<<<<

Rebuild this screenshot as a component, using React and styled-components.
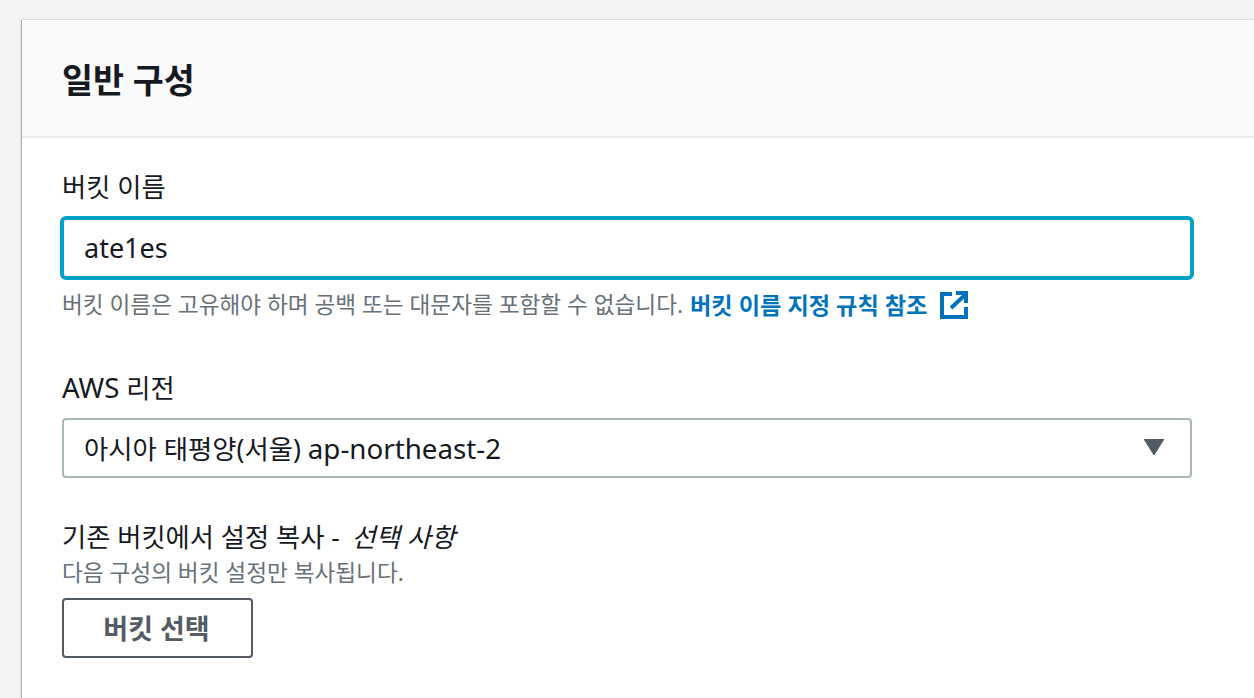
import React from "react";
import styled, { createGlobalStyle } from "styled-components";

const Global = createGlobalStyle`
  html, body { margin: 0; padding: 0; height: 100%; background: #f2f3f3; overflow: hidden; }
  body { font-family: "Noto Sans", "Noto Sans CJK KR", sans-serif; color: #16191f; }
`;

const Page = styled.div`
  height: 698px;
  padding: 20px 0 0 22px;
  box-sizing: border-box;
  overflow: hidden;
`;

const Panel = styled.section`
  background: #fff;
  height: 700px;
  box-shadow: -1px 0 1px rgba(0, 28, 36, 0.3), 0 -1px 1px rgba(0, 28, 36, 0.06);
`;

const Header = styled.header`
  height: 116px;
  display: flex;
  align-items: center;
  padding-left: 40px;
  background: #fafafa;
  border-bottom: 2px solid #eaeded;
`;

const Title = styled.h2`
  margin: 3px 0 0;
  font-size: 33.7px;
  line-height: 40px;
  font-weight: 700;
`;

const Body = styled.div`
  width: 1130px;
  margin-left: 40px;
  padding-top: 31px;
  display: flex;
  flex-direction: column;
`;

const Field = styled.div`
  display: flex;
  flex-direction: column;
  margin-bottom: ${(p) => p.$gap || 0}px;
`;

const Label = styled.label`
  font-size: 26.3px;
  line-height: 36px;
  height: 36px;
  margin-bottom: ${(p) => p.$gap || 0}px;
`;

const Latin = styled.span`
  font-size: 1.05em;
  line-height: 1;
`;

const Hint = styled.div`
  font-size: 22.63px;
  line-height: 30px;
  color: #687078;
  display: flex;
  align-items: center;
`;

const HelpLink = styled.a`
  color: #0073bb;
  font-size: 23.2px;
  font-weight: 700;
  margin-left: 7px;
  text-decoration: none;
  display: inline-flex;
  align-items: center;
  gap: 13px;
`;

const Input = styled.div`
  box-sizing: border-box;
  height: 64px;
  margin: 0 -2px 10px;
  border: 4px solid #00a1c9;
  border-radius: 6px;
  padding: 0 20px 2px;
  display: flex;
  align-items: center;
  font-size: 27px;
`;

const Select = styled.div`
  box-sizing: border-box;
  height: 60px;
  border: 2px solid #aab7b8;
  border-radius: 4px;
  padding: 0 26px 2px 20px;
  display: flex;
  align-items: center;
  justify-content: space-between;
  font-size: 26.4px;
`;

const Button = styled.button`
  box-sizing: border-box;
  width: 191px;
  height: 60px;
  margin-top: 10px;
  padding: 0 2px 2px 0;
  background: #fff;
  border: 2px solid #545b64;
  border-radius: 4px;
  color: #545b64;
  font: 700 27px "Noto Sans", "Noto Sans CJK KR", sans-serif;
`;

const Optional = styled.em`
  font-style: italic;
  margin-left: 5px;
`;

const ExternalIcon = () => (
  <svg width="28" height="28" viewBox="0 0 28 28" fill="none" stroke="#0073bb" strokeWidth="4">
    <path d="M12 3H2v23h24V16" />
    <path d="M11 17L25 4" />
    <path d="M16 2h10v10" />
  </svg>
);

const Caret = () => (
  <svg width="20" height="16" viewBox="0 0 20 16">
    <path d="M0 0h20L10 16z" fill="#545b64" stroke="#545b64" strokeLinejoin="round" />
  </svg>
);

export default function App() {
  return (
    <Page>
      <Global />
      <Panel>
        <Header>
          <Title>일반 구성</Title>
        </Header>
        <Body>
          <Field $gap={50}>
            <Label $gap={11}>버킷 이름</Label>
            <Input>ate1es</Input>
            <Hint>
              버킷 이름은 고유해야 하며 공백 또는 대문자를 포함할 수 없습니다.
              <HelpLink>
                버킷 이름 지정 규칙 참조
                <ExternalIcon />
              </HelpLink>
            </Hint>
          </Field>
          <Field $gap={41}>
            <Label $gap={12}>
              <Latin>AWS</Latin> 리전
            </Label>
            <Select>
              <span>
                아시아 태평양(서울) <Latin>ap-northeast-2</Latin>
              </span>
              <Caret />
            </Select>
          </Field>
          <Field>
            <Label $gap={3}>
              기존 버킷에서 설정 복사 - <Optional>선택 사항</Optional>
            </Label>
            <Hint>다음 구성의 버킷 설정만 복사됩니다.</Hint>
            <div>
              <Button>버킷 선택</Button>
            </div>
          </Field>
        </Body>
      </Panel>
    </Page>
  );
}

>>>>
<<<<

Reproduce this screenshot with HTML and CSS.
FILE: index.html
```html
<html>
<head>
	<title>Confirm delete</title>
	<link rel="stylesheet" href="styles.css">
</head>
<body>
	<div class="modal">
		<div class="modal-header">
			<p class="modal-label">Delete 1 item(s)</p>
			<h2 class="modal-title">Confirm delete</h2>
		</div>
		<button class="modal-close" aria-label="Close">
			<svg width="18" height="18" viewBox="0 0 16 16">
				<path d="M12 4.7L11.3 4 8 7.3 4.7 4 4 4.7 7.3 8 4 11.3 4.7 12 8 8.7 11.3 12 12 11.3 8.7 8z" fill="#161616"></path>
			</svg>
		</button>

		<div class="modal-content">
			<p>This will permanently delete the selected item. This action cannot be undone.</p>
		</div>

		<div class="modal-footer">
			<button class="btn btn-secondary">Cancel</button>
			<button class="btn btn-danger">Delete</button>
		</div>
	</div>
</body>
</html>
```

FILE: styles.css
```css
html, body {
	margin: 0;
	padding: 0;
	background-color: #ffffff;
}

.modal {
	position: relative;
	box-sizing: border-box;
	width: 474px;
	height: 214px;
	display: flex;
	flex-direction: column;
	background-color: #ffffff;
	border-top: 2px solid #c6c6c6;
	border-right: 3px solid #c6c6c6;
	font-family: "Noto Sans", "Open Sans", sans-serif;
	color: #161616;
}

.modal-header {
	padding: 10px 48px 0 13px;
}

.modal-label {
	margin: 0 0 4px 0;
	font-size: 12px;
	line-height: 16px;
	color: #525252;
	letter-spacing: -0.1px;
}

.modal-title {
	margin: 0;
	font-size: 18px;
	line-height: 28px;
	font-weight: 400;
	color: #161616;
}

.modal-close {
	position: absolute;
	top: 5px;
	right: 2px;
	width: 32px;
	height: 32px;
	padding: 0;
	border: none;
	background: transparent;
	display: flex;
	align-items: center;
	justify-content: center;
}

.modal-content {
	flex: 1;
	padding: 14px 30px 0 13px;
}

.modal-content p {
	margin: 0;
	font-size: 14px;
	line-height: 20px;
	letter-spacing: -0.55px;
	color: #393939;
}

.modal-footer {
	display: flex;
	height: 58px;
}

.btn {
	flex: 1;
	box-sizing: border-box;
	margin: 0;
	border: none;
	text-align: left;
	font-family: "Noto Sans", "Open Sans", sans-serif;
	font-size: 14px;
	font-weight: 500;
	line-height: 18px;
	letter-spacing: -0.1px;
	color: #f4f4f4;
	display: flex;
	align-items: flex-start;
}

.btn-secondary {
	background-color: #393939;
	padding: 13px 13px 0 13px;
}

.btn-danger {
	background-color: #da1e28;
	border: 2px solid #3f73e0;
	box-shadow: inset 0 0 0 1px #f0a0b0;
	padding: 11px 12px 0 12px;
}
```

>>>>

• _Exercise instructions_
Each line holding "React" must be found and copied.

• _Answer to this exercise_
Rebuild this screenshot as a component, using React and styled-components.
import React from "react";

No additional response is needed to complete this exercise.